**WORK REQUIRED**. Exclude images, then output the remaining data verbatim.

★ ★ ★ ★ ★ ★ ★

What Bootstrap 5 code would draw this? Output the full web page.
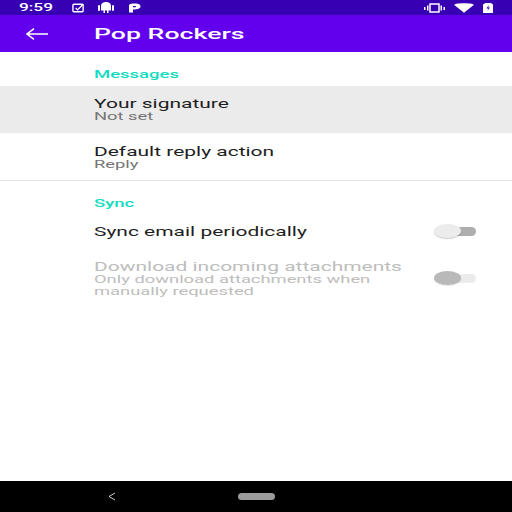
<!DOCTYPE html>
<html lang="en">
<head>
<meta charset="utf-8">
<title>Pop Rockers</title>
<link href="https://cdn.jsdelivr.net/npm/bootstrap@5.3.0/dist/css/bootstrap.min.css" rel="stylesheet">
<style>
html,body{height:512px;overflow:hidden;background:#fff;}
body{font-family:Roboto,"Liberation Sans",sans-serif;}
.screen{height:512px;}
.wide{display:inline-block;transform:scaleX(1.72);transform-origin:left center;white-space:nowrap;}
.sbar{height:15px;background:#3700b3;color:#fff;padding:0 19px;font-size:11px;font-weight:500;}
.sbar svg{display:block;}
.sbar .wide{transform:scaleX(1.57);}
.clock{width:53px;padding-top:1px;}
.ic2{margin-left:13px;}
.ic3{margin-left:14px;}
.ic5{margin-left:9px;}
.ic6{margin-left:9px;}
.abar{height:37px;background:#6200ee;color:#fff;}
.backbtn{width:94px;padding-left:26px;}
.apptitle{font-size:14.5px;font-weight:500;line-height:37px;padding-top:2px;}
.abar .wide{transform:scaleX(1.84);}
.content{background:#fff;}
.pane{padding-left:94px;}
.sect{color:#0fdcc0;font-size:10.5px;font-weight:500;line-height:14px;}
.sect .wide{transform:scaleX(1.76);}
.sect1{padding-top:16px;height:34px;}
.sect2{padding-top:16px;height:33px;}
.hi{background:#ebebeb;}
.prefrow{height:47px;padding-top:11px;}
.prefrow2{padding-top:12px;}
.ttl{font-size:12.2px;line-height:14px;color:#1e1e1e;}
.sub{font-size:10.2px;line-height:12px;color:#757575;}
.sub .wide{transform:scaleX(1.8);}
.rule{height:1px;background:#e2e2e2;}
.togrow{padding-right:36px;}
.syncrow{height:35px;padding-top:11px;}
.dlrow{height:52px;padding-top:7px;}
.off .ttl{color:#bdbdbd;}
.off .sub{color:#bdbdbd;}
.tog{position:relative;width:42px;height:14px;flex:none;}
.t1{margin-top:-1px;}
.t2{margin-bottom:2px;}
.trk{position:absolute;left:14px;right:0;top:3px;height:9px;border-radius:5px;}
.thumb{position:absolute;left:0;top:0;width:27px;height:14px;border-radius:50%;}
.t1 .trk{background:#aeaeae;}
.t1 .thumb{background:#ececec;box-shadow:0 1px 1px rgba(0,0,0,.2);}
.t2 .trk{background:#ebebeb;}
.t2 .thumb{background:#b9b9b9;box-shadow:0 1px 1px rgba(0,0,0,.1);}
.nbar{height:31px;background:#000;}
.nback{width:238px;padding-left:108px;}
.pill{width:37px;height:7px;border-radius:4px;background:#9b9b9b;}
</style>
</head>
<body>
<div class="screen d-flex flex-column">
  <div class="sbar d-flex align-items-center flex-shrink-0">
    <div class="clock"><span class="wide">9:59</span></div>
    <svg width="13" height="10" viewBox="0 0 14 10"><rect x="1" y="1" width="11" height="8" rx="1" fill="none" stroke="#fff" stroke-width="1.5"/><path d="M4 5l2 2 6-6" fill="none" stroke="#fff" stroke-width="1.4"/></svg>
    <svg width="16" height="11" viewBox="0 0 16 11" class="ic2"><rect x="0" y="3" width="2" height="6" rx="1" fill="#fff"/><rect x="14" y="3" width="2" height="6" rx="1" fill="#fff"/><path d="M3 4C3 1 5.500 0 8 0s5 1 5 4v4.500h-2.500V11h-1.500V8.500h-2V11H5.500V8.500H3z" fill="#fff"/></svg>
    <svg width="13" height="10" viewBox="0 0 13 10" class="ic3"><path d="M1 2.500C1 1 3 .5 7 .5c4 0 5.500 1 5.500 3S10 6.500 5 6.500V9.500H1zM5 3v1.300h2.500c.8 0 .8-1.300 0-1.300z" fill="#fff" fill-rule="evenodd"/></svg>
    <div class="flex-grow-1"></div>
    <svg width="21" height="10" viewBox="0 0 21 10"><rect x="6" y="1" width="9" height="8" fill="none" stroke="#fff" stroke-width="1.500"/><rect x="0" y="4" width="1.500" height="3" fill="#fff"/><rect x="3" y="2.500" width="1.500" height="5" fill="#fff"/><rect x="16.500" y="2.500" width="1.500" height="5" fill="#fff"/><rect x="19.500" y="4" width="1.500" height="3" fill="#fff"/></svg>
    <svg width="20" height="10" viewBox="0 0 21 10" class="ic5"><path d="M0 1.500C3 0 7 0 10.500 0S18 0 21 1.500L10.500 10z" fill="#fff"/></svg>
    <svg width="10" height="10" viewBox="0 0 10 10" class="ic6"><path d="M2.500 0H8l2 1.500V10H0V1.500z" fill="#fff"/><path d="M5.800 2L3.500 5.500h2L4.500 8l2.500-3.500H5.200z" fill="#3700b3"/></svg>
  </div>
  <div class="abar d-flex align-items-center flex-shrink-0">
    <div class="backbtn"><svg width="22" height="12" viewBox="0 0 22 12" class="d-block"><path d="M1 6H22M8 .7L1 6l7 5.300" fill="none" stroke="#fff" stroke-width="1.500"/></svg></div>
    <span class="apptitle wide">Pop Rockers</span>
  </div>
  <div class="content flex-grow-1">
    <div class="pane sect sect1"><span class="wide">Messages</span></div>
    <div class="pane prefrow hi">
      <div class="ttl"><span class="wide">Your signature</span></div>
      <div class="sub"><span class="wide">Not set</span></div>
    </div>
    <div class="pane prefrow prefrow2">
      <div class="ttl"><span class="wide">Default reply action</span></div>
      <div class="sub"><span class="wide">Reply</span></div>
    </div>
    <div class="rule"></div>
    <div class="pane sect sect2"><span class="wide">Sync</span></div>
    <div class="pane togrow syncrow d-flex justify-content-between align-items-start">
      <div class="ttl"><span class="wide">Sync email periodically</span></div>
      <div class="tog t1"><div class="trk"></div><div class="thumb"></div></div>
    </div>
    <div class="pane togrow dlrow off d-flex justify-content-between align-items-center">
      <div>
        <div class="ttl"><span class="wide">Download incoming attachments</span></div>
        <div class="sub"><span class="wide">Only download attachments when</span></div>
        <div class="sub"><span class="wide">manually requested</span></div>
      </div>
      <div class="tog t2"><div class="trk"></div><div class="thumb"></div></div>
    </div>
  </div>
  <div class="nbar d-flex align-items-center flex-shrink-0">
    <div class="nback"><svg width="8" height="9" viewBox="0 0 8 9" class="d-block"><path d="M7 1L1 4.500 7 8" fill="none" stroke="#cfcfcf" stroke-width="1"/></svg></div>
    <div class="pill"></div>
  </div>
</div>
<script src="https://cdn.jsdelivr.net/npm/bootstrap@5.3.0/dist/js/bootstrap.bundle.min.js"></script>
</body>
</html>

★ ★ ★ ★ ★ ★ ★

**SOLVED EXERCISE**.
What Bootstrap 5 code would draw this? Output the full web page.
<!DOCTYPE html>
<html lang="en">
<head>
<meta charset="utf-8">
<title>Pop Rockers</title>
<link href="https://cdn.jsdelivr.net/npm/bootstrap@5.3.0/dist/css/bootstrap.min.css" rel="stylesheet">
<style>
html,body{height:512px;overflow:hidden;background:#fff;}
body{font-family:Roboto,"Liberation Sans",sans-serif;}
.screen{height:512px;}
.wide{display:inline-block;transform:scaleX(1.72);transform-origin:left center;white-space:nowrap;}
.sbar{height:15px;background:#3700b3;color:#fff;padding:0 19px;font-size:11px;font-weight:500;}
.sbar svg{display:block;}
.sbar .wide{transform:scaleX(1.57);}
.clock{width:53px;padding-top:1px;}
.ic2{margin-left:13px;}
.ic3{margin-left:14px;}
.ic5{margin-left:9px;}
.ic6{margin-left:9px;}
.abar{height:37px;background:#6200ee;color:#fff;}
.backbtn{width:94px;padding-left:26px;}
.apptitle{font-size:14.5px;font-weight:500;line-height:37px;padding-top:2px;}
.abar .wide{transform:scaleX(1.84);}
.content{background:#fff;}
.pane{padding-left:94px;}
.sect{color:#0fdcc0;font-size:10.5px;font-weight:500;line-height:14px;}
.sect .wide{transform:scaleX(1.76);}
.sect1{padding-top:16px;height:34px;}
.sect2{padding-top:16px;height:33px;}
.hi{background:#ebebeb;}
.prefrow{height:47px;padding-top:11px;}
.prefrow2{padding-top:12px;}
.ttl{font-size:12.2px;line-height:14px;color:#1e1e1e;}
.sub{font-size:10.2px;line-height:12px;color:#757575;}
.sub .wide{transform:scaleX(1.8);}
.rule{height:1px;background:#e2e2e2;}
.togrow{padding-right:36px;}
.syncrow{height:35px;padding-top:11px;}
.dlrow{height:52px;padding-top:7px;}
.off .ttl{color:#bdbdbd;}
.off .sub{color:#bdbdbd;}
.tog{position:relative;width:42px;height:14px;flex:none;}
.t1{margin-top:-1px;}
.t2{margin-bottom:2px;}
.trk{position:absolute;left:14px;right:0;top:3px;height:9px;border-radius:5px;}
.thumb{position:absolute;left:0;top:0;width:27px;height:14px;border-radius:50%;}
.t1 .trk{background:#aeaeae;}
.t1 .thumb{background:#ececec;box-shadow:0 1px 1px rgba(0,0,0,.2);}
.t2 .trk{background:#ebebeb;}
.t2 .thumb{background:#b9b9b9;box-shadow:0 1px 1px rgba(0,0,0,.1);}
.nbar{height:31px;background:#000;}
.nback{width:238px;padding-left:108px;}
.pill{width:37px;height:7px;border-radius:4px;background:#9b9b9b;}
</style>
</head>
<body>
<div class="screen d-flex flex-column">
  <div class="sbar d-flex align-items-center flex-shrink-0">
    <div class="clock"><span class="wide">9:59</span></div>
    <svg width="13" height="10" viewBox="0 0 14 10"><rect x="1" y="1" width="11" height="8" rx="1" fill="none" stroke="#fff" stroke-width="1.5"/><path d="M4 5l2 2 6-6" fill="none" stroke="#fff" stroke-width="1.4"/></svg>
    <svg width="16" height="11" viewBox="0 0 16 11" class="ic2"><rect x="0" y="3" width="2" height="6" rx="1" fill="#fff"/><rect x="14" y="3" width="2" height="6" rx="1" fill="#fff"/><path d="M3 4C3 1 5.500 0 8 0s5 1 5 4v4.500h-2.500V11h-1.500V8.500h-2V11H5.500V8.500H3z" fill="#fff"/></svg>
    <svg width="13" height="10" viewBox="0 0 13 10" class="ic3"><path d="M1 2.500C1 1 3 .5 7 .5c4 0 5.500 1 5.500 3S10 6.500 5 6.500V9.500H1zM5 3v1.300h2.500c.8 0 .8-1.300 0-1.300z" fill="#fff" fill-rule="evenodd"/></svg>
    <div class="flex-grow-1"></div>
    <svg width="21" height="10" viewBox="0 0 21 10"><rect x="6" y="1" width="9" height="8" fill="none" stroke="#fff" stroke-width="1.500"/><rect x="0" y="4" width="1.500" height="3" fill="#fff"/><rect x="3" y="2.500" width="1.500" height="5" fill="#fff"/><rect x="16.500" y="2.500" width="1.500" height="5" fill="#fff"/><rect x="19.500" y="4" width="1.500" height="3" fill="#fff"/></svg>
    <svg width="20" height="10" viewBox="0 0 21 10" class="ic5"><path d="M0 1.500C3 0 7 0 10.500 0S18 0 21 1.500L10.500 10z" fill="#fff"/></svg>
    <svg width="10" height="10" viewBox="0 0 10 10" class="ic6"><path d="M2.500 0H8l2 1.500V10H0V1.500z" fill="#fff"/><path d="M5.800 2L3.500 5.500h2L4.500 8l2.500-3.500H5.200z" fill="#3700b3"/></svg>
  </div>
  <div class="abar d-flex align-items-center flex-shrink-0">
    <div class="backbtn"><svg width="22" height="12" viewBox="0 0 22 12" class="d-block"><path d="M1 6H22M8 .7L1 6l7 5.300" fill="none" stroke="#fff" stroke-width="1.500"/></svg></div>
    <span class="apptitle wide">Pop Rockers</span>
  </div>
  <div class="content flex-grow-1">
    <div class="pane sect sect1"><span class="wide">Messages</span></div>
    <div class="pane prefrow hi">
      <div class="ttl"><span class="wide">Your signature</span></div>
      <div class="sub"><span class="wide">Not set</span></div>
    </div>
    <div class="pane prefrow prefrow2">
      <div class="ttl"><span class="wide">Default reply action</span></div>
      <div class="sub"><span class="wide">Reply</span></div>
    </div>
    <div class="rule"></div>
    <div class="pane sect sect2"><span class="wide">Sync</span></div>
    <div class="pane togrow syncrow d-flex justify-content-between align-items-start">
      <div class="ttl"><span class="wide">Sync email periodically</span></div>
      <div class="tog t1"><div class="trk"></div><div class="thumb"></div></div>
    </div>
    <div class="pane togrow dlrow off d-flex justify-content-between align-items-center">
      <div>
        <div class="ttl"><span class="wide">Download incoming attachments</span></div>
        <div class="sub"><span class="wide">Only download attachments when</span></div>
        <div class="sub"><span class="wide">manually requested</span></div>
      </div>
      <div class="tog t2"><div class="trk"></div><div class="thumb"></div></div>
    </div>
  </div>
  <div class="nbar d-flex align-items-center flex-shrink-0">
    <div class="nback"><svg width="8" height="9" viewBox="0 0 8 9" class="d-block"><path d="M7 1L1 4.500 7 8" fill="none" stroke="#cfcfcf" stroke-width="1"/></svg></div>
    <div class="pill"></div>
  </div>
</div>
<script src="https://cdn.jsdelivr.net/npm/bootstrap@5.3.0/dist/js/bootstrap.bundle.min.js"></script>
</body>
</html>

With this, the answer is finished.